Biochemistry and Molecular Biology

The role of posttranslational modification of proteins involved in cell signaling and transcription has been extensively investigated. However, the physiological significance of posttranslational modification of DNA repair proteins is not well understood. We found that many DNA repair proteins such as human AP-endonuclease (APE1/Ref-1), 8-oxoguanine DNA glycosylase (OGG1) and recently identified Nei-like glycosylases (NEIL1 and NEIL2) are acetylated both in vivo and in vitro by p300.

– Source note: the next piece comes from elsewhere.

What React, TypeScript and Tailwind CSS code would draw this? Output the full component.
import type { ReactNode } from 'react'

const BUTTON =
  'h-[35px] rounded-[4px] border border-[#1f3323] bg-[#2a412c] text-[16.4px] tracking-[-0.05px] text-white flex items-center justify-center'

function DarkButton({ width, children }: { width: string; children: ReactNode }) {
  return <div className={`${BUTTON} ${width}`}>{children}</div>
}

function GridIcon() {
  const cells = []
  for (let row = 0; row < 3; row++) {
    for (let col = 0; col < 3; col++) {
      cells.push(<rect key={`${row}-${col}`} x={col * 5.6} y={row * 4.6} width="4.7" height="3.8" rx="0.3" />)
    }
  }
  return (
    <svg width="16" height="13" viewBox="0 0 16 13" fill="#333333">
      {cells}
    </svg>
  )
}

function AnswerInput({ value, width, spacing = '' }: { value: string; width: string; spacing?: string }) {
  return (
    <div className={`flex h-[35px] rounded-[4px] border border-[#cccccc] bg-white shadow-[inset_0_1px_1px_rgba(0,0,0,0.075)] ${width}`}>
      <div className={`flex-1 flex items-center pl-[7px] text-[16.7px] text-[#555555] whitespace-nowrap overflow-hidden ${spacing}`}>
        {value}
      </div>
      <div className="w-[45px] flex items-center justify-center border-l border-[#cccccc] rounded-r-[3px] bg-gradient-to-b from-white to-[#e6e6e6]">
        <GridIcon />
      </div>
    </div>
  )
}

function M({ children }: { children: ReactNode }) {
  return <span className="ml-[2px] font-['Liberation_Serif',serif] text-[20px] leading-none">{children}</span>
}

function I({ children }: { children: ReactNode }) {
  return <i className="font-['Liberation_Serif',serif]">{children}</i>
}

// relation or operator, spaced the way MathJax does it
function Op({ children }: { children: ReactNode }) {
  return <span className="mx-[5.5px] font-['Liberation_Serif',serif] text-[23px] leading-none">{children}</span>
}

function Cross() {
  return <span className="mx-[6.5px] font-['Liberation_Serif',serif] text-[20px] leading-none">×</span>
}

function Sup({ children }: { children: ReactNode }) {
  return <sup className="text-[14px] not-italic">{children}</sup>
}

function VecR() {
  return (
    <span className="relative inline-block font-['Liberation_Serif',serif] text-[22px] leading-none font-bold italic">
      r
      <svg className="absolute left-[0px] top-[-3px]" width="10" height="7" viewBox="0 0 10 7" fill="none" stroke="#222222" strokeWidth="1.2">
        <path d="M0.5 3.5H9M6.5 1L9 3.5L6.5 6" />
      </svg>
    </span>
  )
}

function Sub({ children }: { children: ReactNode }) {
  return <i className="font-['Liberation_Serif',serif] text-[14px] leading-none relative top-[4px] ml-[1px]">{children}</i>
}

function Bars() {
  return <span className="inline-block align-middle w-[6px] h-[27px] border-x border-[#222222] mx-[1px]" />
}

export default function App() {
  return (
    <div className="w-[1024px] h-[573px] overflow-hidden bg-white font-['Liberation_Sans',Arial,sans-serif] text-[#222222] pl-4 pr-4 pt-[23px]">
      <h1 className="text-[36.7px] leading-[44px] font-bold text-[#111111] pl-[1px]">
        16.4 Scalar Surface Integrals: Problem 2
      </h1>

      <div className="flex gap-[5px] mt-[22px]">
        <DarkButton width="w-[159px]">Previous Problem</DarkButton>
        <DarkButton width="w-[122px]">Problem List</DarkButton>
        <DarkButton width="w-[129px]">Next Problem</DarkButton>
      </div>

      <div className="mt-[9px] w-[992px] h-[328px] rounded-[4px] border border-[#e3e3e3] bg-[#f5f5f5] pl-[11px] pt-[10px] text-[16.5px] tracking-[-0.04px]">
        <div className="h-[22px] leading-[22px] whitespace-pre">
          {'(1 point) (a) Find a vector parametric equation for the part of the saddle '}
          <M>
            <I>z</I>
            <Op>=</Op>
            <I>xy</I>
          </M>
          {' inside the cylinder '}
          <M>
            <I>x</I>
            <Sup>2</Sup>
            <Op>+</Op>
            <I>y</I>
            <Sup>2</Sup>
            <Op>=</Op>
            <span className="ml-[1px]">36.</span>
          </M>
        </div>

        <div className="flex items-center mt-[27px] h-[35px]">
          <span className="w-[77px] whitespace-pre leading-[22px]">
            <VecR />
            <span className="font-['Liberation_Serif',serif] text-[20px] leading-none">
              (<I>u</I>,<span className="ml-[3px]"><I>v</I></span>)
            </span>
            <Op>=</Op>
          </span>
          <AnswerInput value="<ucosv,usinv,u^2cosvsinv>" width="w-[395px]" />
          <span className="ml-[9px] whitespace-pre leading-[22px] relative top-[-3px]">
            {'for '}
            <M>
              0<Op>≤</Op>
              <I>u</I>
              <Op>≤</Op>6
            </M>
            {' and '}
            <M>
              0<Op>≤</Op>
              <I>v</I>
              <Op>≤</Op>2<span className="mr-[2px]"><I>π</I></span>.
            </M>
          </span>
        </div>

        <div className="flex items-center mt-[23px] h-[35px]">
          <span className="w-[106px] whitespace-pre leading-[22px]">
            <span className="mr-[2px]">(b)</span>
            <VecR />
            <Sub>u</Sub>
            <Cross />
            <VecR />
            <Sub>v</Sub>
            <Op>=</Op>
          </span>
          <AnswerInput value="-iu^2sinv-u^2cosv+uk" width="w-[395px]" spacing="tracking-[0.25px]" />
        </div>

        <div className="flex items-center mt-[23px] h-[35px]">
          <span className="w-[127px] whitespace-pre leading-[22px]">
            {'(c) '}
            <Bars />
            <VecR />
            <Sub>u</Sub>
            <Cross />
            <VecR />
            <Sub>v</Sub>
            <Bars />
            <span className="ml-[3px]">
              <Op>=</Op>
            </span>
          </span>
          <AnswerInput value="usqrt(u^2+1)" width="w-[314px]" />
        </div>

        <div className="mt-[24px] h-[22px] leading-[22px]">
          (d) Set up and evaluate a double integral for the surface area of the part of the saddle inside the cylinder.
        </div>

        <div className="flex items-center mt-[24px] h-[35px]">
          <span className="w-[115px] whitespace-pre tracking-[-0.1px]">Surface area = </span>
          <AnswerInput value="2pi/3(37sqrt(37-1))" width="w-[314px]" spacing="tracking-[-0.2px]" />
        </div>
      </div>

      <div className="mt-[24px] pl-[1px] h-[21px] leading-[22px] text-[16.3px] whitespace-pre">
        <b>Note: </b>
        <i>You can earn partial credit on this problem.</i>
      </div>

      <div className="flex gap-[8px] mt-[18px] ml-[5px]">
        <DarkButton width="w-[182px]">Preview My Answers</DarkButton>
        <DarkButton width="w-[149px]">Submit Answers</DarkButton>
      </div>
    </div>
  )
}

AP-endonuclease (APE) plays a central role in repair of most genomic damage induced by endogenous and reactive oxygen species. The mammalian APE (APE1/Ref-1) has two functions in transcriptional regulation: indirectly as an activator of transcription factors, and directly as a transcription factor. Besides activating some transcription factors, APE1 is directly involved in Ca2+-dependent downregulation of parathyroid hormone (PTH) and renin expression by binding to negative calcium response elements (nCaREs) present their promoter. We have shown that acetylation of APE1 enhances its binding to nCaRE-B in PTH gene and acts as repressor in calcium-dependent downregulation of PTH gene. Thus acetylation APE1 acts as a novel molecular switch for this key repair protein action in transcriptional regulation. Chronic elevated blood pressure of APE1 heterozygous mice implicates APE1 in blood pressure homeostasis in which renin also plays a key role via its activity in processing angiotensinogen. Moreover we recently discovered that acetylation of APE1 is essential for cell survival. Currently the focus of our research is to identify the in vivo binding partner(s) of APE1 and to investigate how acetylation modulates nCaRE and SSRE (Shear Stress Response Element) dependent genes expression including human renin gene. Our long-term goal is to understand how the transcriptional regulatory function of APE1 helps control blood pressure, particularly by modulating renin gene expression.